There might be some tricks we can use to get there. An algorithm for building ... precliques? comes to mind. We have shared weak address spaces, processes that add mutable storage on top of those, and endpoints that connect processes together.
Endpoints and cappages. I don't think we know clearly yet just how extensively people will use cappages but I guess that's the challenging part.
Circling back to this, though I will take these up in separate replies.
Cabbages are a terrible solution for capability storage. Words to live by. Thanks, gmail! :-)
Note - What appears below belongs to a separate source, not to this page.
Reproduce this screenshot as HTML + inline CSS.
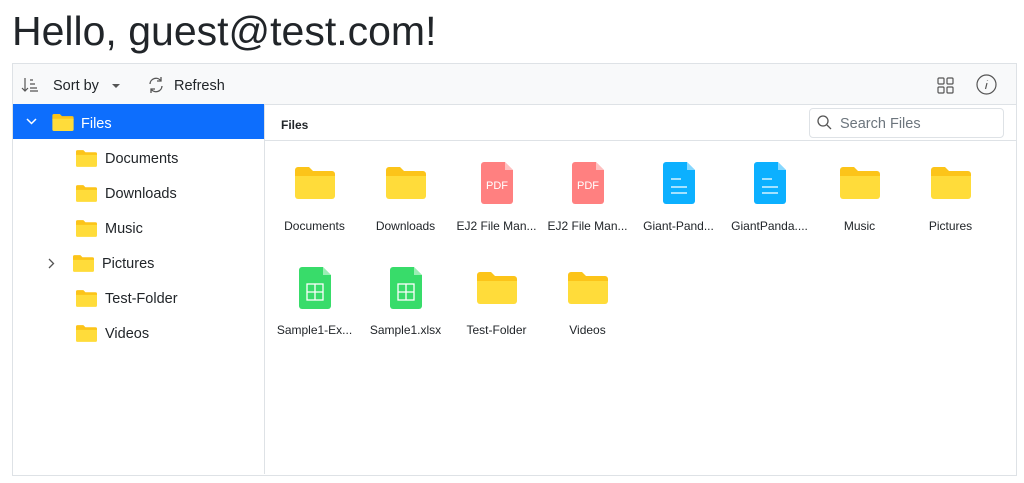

CapPages are too. :-) The first problem they solve is that a few objects need to store capabilities in bulk. The second problem is that we sometimes want to pass capabilities as function arguments (e.g. in libraries). With capability pages you can hypothetically build a shadow stack for capabilities, but that requires more significant compiler modifications that we haven't ever gotten around to doing yet. Tagged memory would remove the need to have a different kind of page or a shadow stack, because it would allow capabilities and data to be commingled in the same page. One way or another we really need that part of the user-visible programming model not to suck.
In KeyKOS, the practice was to leave capabilities in the capability registers, effectively using some of them as global storage allocators. From the compiler perspective, they look like static register allocations.
Maybe it's just the applications I happened to try to write first, but I found "all caps have to go in registers" constraining even for surprisingly simple applications.